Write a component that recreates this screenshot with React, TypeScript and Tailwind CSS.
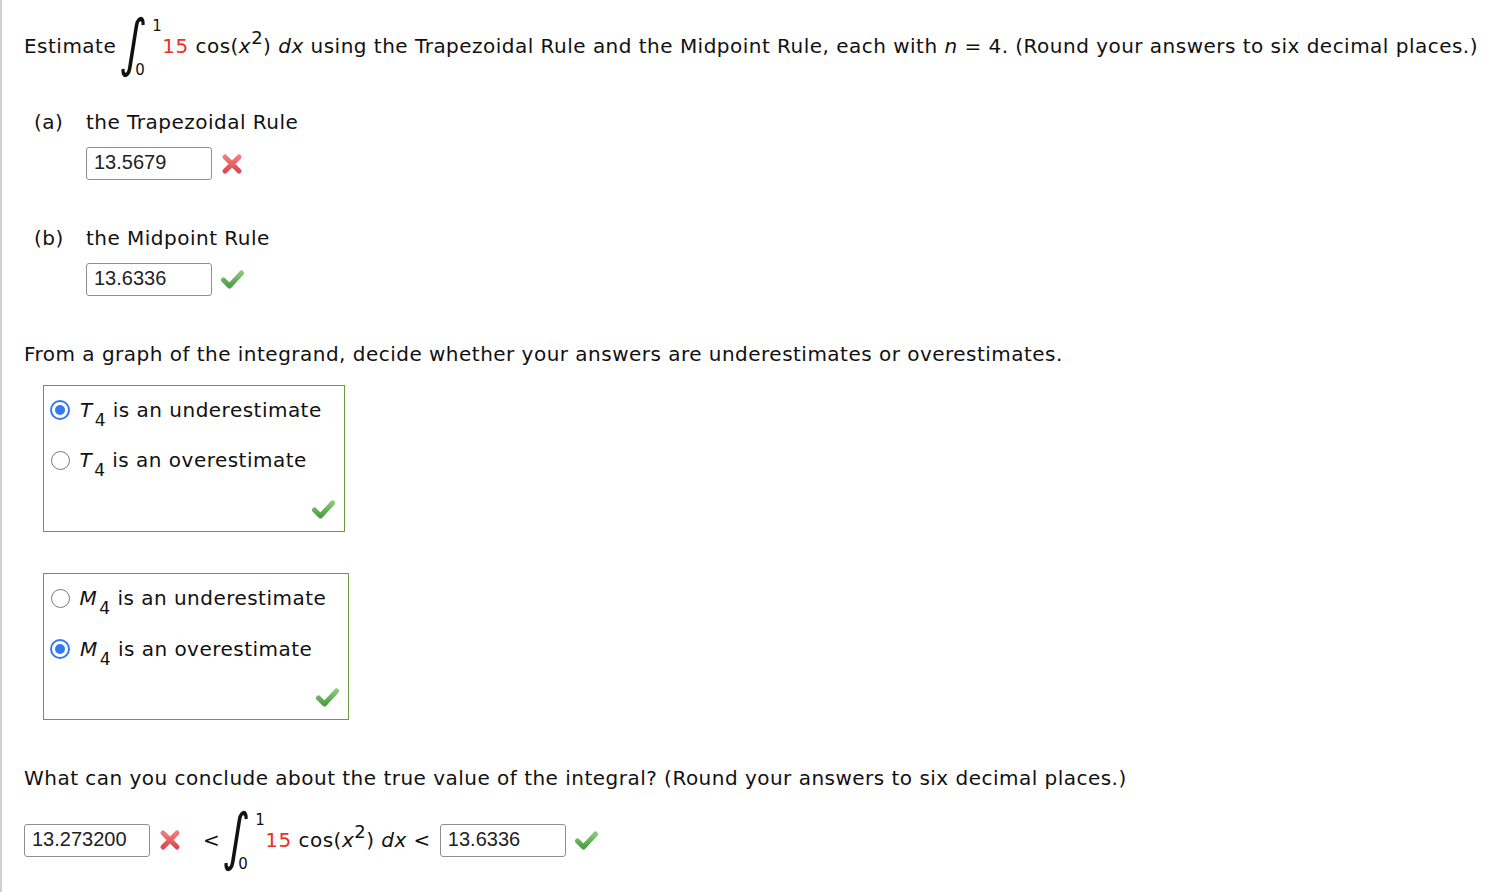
import React from 'react';

const red = 'text-[#e8321f]';

function Integral({ className = '' }: { className?: string }) {
    return (
        <span className={`relative inline-block w-[42px] h-[60px] shrink-0 ${className}`}>
            <span className="absolute left-[6px] top-[-5px] font-['DejaVu_Sans',sans-serif] text-[44px] leading-none tracking-normal scale-y-[1.42] -skew-x-[10deg] origin-top">∫</span>
            <span className="absolute left-[32px] top-[3px] text-[15px] leading-none">1</span>
            <span className="absolute left-[15px] bottom-[-2px] text-[15px] leading-none">0</span>
        </span>
    );
}

function Expr() {
    return (
        <span>
            <span className={red}>15</span> cos(<i>x</i>
            <sup className="text-[18px] top-[-0.5em]">2</sup>) <i>dx</i>
        </span>
    );
}

const Cross = () => (
    <svg width="22" height="22" viewBox="0 0 22 22" className="shrink-0">
        <defs>
            <linearGradient id="rg" x1="0" y1="0" x2="0" y2="1">
                <stop offset="0" stopColor="#f07a7d" />
                <stop offset="1" stopColor="#de4a50" />
            </linearGradient>
        </defs>
        <path d="M4 4 L18 18 M18 4 L4 18" stroke="url(#rg)" strokeWidth="5" strokeLinecap="round" fill="none" />
    </svg>
);

const Check = () => (
    <svg width="25" height="21" viewBox="0 0 25 21" className="shrink-0">
        <defs>
            <linearGradient id="gg" x1="0" y1="0" x2="0" y2="1">
                <stop offset="0" stopColor="#86c878" />
                <stop offset="1" stopColor="#4f9e45" />
            </linearGradient>
        </defs>
        <path d="M3.5 11 L9.5 17 L21.5 4" stroke="url(#gg)" strokeWidth="5" strokeLinecap="round" strokeLinejoin="round" fill="none" />
    </svg>
);

const Answer = ({ value }: { value: string }) => (
    <input
        readOnly
        value={value}
        className="w-[126px] h-[33px] border border-[#8f8f8f] rounded-[3px] px-[7px] pb-[2px] font-['Liberation_Sans',Arial,sans-serif] text-[20px] tracking-normal text-[#222] bg-white outline-none"
    />
);

const Radio = ({ checked }: { checked?: boolean }) =>
    checked ? (
        <span className="w-[20px] h-[20px] rounded-full border-[2px] border-[#3478f6] flex items-center justify-center shrink-0">
            <span className="w-[10px] h-[10px] rounded-full bg-[#3478f6]" />
        </span>
    ) : (
        <span className="w-[19px] h-[19px] rounded-full border border-[#7a7a7a] shrink-0 ml-[0.5px]" />
    );

function Option({ letter, text, checked }: { letter: string; text: string; checked?: boolean }) {
    return (
        <div className="flex items-center h-[24px]">
            <Radio checked={checked} />
            <span className="ml-[10px] whitespace-nowrap">
                <i>{letter}</i>
                <sub className="text-[17px] bottom-[-0.5em] ml-[2px]">4</sub> is an {text}
            </span>
        </div>
    );
}

function ChoiceBox({ letter, first, width, gap }: { letter: string; first: boolean; width: string; gap: string }) {
    return (
        <div className={`ml-[19px] h-[147px] border border-[#6b9a3f] pl-[6px] pt-[12px] flex flex-col ${width}`}>
            <Option letter={letter} text="underestimate" checked={first} />
            <div className={gap} />
            <Option letter={letter} text="overestimate" checked={!first} />
            <div className="flex-1" />
            <div className="flex justify-end pr-[8px] pb-[11px]">
                <Check />
            </div>
        </div>
    );
}

export default function App() {
    return (
        <div className="min-h-[892px] border-l-2 border-[#cfcfcf] pl-[22px] pt-[16px] bg-white text-[#111] font-['DejaVu_Sans',Verdana,sans-serif] text-[20px] leading-[24px] tracking-[0.48px]">
            <div className="flex items-center h-[60px] whitespace-nowrap">
                <span>Estimate</span>
                <Integral className="ml-[4px]" />
                <span>
                    <Expr /> using the Trapezoidal Rule and the Midpoint Rule, each with <i>n</i> = 4. (Round your answers to
                    six decimal places.)
                </span>
            </div>

            <div className="mt-[34px] flex pl-[10px]">
                <span className="w-[52px]">(a)</span>
                <span>the Trapezoidal Rule</span>
            </div>
            <div className="mt-[13px] ml-[62px] flex items-center gap-[9px]">
                <Answer value="13.5679" />
                <Cross />
            </div>

            <div className="mt-[46px] flex pl-[10px]">
                <span className="w-[52px]">(b)</span>
                <span>the Midpoint Rule</span>
            </div>
            <div className="mt-[13px] ml-[62px] flex items-center gap-[8px]">
                <Answer value="13.6336" />
                <Check />
            </div>

            <div className="mt-[46px]">From a graph of the integrand, decide whether your answers are underestimates or overestimates.</div>

            <div className="mt-[19px]">
                <ChoiceBox letter="T" first={true} width="w-[302px]" gap="h-[26px]" />
            </div>
            <div className="mt-[41px]">
                <ChoiceBox letter="M" first={false} width="w-[306px]" gap="h-[27px]" />
            </div>

            <div className="mt-[46px]">What can you conclude about the true value of the integral? (Round your answers to six decimal places.)</div>

            <div className="mt-[20px] flex items-center h-[60px] whitespace-nowrap">
                <Answer value="13.273200" />
                <span className="ml-[9px]">
                    <Cross />
                </span>
                <span className="ml-[22px]">&lt;</span>
                <Integral className="ml-[3px]" />
                <span>
                    <Expr /> &lt;
                </span>
                <span className="ml-[9px] flex items-center gap-[8px]">
                    <Answer value="13.6336" />
                    <Check />
                </span>
            </div>
        </div>
    );
}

—————

**Given instruction**
From the listing, extract all text exactly as given and drop any picture.

**Final result**
Write a component that recreates this screenshot with React, TypeScript and Tailwind CSS.
import React from 'react';

const red = 'text-[#e8321f]';

function Integral({ className = '' }: { className?: string }) {
    return (
        <span className={`relative inline-block w-[42px] h-[60px] shrink-0 ${className}`}>
            <span className="absolute left-[6px] top-[-5px] font-['DejaVu_Sans',sans-serif] text-[44px] leading-none tracking-normal scale-y-[1.42] -skew-x-[10deg] origin-top">∫</span>
            <span className="absolute left-[32px] top-[3px] text-[15px] leading-none">1</span>
            <span className="absolute left-[15px] bottom-[-2px] text-[15px] leading-none">0</span>
        </span>
    );
}

function Expr() {
    return (
        <span>
            <span className={red}>15</span> cos(<i>x</i>
            <sup className="text-[18px] top-[-0.5em]">2</sup>) <i>dx</i>
        </span>
    );
}

const Cross = () => (
    <svg width="22" height="22" viewBox="0 0 22 22" className="shrink-0">
        <defs>
            <linearGradient id="rg" x1="0" y1="0" x2="0" y2="1">
                <stop offset="0" stopColor="#f07a7d" />
                <stop offset="1" stopColor="#de4a50" />
            </linearGradient>
        </defs>
        <path d="M4 4 L18 18 M18 4 L4 18" stroke="url(#rg)" strokeWidth="5" strokeLinecap="round" fill="none" />
    </svg>
);

const Check = () => (
    <svg width="25" height="21" viewBox="0 0 25 21" className="shrink-0">
        <defs>
            <linearGradient id="gg" x1="0" y1="0" x2="0" y2="1">
                <stop offset="0" stopColor="#86c878" />
                <stop offset="1" stopColor="#4f9e45" />
            </linearGradient>
        </defs>
        <path d="M3.5 11 L9.5 17 L21.5 4" stroke="url(#gg)" strokeWidth="5" strokeLinecap="round" strokeLinejoin="round" fill="none" />
    </svg>
);

const Answer = ({ value }: { value: string }) => (
    <input
        readOnly
        value={value}
        className="w-[126px] h-[33px] border border-[#8f8f8f] rounded-[3px] px-[7px] pb-[2px] font-['Liberation_Sans',Arial,sans-serif] text-[20px] tracking-normal text-[#222] bg-white outline-none"
    />
);

const Radio = ({ checked }: { checked?: boolean }) =>
    checked ? (
        <span className="w-[20px] h-[20px] rounded-full border-[2px] border-[#3478f6] flex items-center justify-center shrink-0">
            <span className="w-[10px] h-[10px] rounded-full bg-[#3478f6]" />
        </span>
    ) : (
        <span className="w-[19px] h-[19px] rounded-full border border-[#7a7a7a] shrink-0 ml-[0.5px]" />
    );

function Option({ letter, text, checked }: { letter: string; text: string; checked?: boolean }) {
    return (
        <div className="flex items-center h-[24px]">
            <Radio checked={checked} />
            <span className="ml-[10px] whitespace-nowrap">
                <i>{letter}</i>
                <sub className="text-[17px] bottom-[-0.5em] ml-[2px]">4</sub> is an {text}
            </span>
        </div>
    );
}

function ChoiceBox({ letter, first, width, gap }: { letter: string; first: boolean; width: string; gap: string }) {
    return (
        <div className={`ml-[19px] h-[147px] border border-[#6b9a3f] pl-[6px] pt-[12px] flex flex-col ${width}`}>
            <Option letter={letter} text="underestimate" checked={first} />
            <div className={gap} />
            <Option letter={letter} text="overestimate" checked={!first} />
            <div className="flex-1" />
            <div className="flex justify-end pr-[8px] pb-[11px]">
                <Check />
            </div>
        </div>
    );
}

export default function App() {
    return (
        <div className="min-h-[892px] border-l-2 border-[#cfcfcf] pl-[22px] pt-[16px] bg-white text-[#111] font-['DejaVu_Sans',Verdana,sans-serif] text-[20px] leading-[24px] tracking-[0.48px]">
            <div className="flex items-center h-[60px] whitespace-nowrap">
                <span>Estimate</span>
                <Integral className="ml-[4px]" />
                <span>
                    <Expr /> using the Trapezoidal Rule and the Midpoint Rule, each with <i>n</i> = 4. (Round your answers to
                    six decimal places.)
                </span>
            </div>

            <div className="mt-[34px] flex pl-[10px]">
                <span className="w-[52px]">(a)</span>
                <span>the Trapezoidal Rule</span>
            </div>
            <div className="mt-[13px] ml-[62px] flex items-center gap-[9px]">
                <Answer value="13.5679" />
                <Cross />
            </div>

            <div className="mt-[46px] flex pl-[10px]">
                <span className="w-[52px]">(b)</span>
                <span>the Midpoint Rule</span>
            </div>
            <div className="mt-[13px] ml-[62px] flex items-center gap-[8px]">
                <Answer value="13.6336" />
                <Check />
            </div>

            <div className="mt-[46px]">From a graph of the integrand, decide whether your answers are underestimates or overestimates.</div>

            <div className="mt-[19px]">
                <ChoiceBox letter="T" first={true} width="w-[302px]" gap="h-[26px]" />
            </div>
            <div className="mt-[41px]">
                <ChoiceBox letter="M" first={false} width="w-[306px]" gap="h-[27px]" />
            </div>

            <div className="mt-[46px]">What can you conclude about the true value of the integral? (Round your answers to six decimal places.)</div>

            <div className="mt-[20px] flex items-center h-[60px] whitespace-nowrap">
                <Answer value="13.273200" />
                <span className="ml-[9px]">
                    <Cross />
                </span>
                <span className="ml-[22px]">&lt;</span>
                <Integral className="ml-[3px]" />
                <span>
                    <Expr /> &lt;
                </span>
                <span className="ml-[9px] flex items-center gap-[8px]">
                    <Answer value="13.6336" />
                    <Check />
                </span>
            </div>
        </div>
    );
}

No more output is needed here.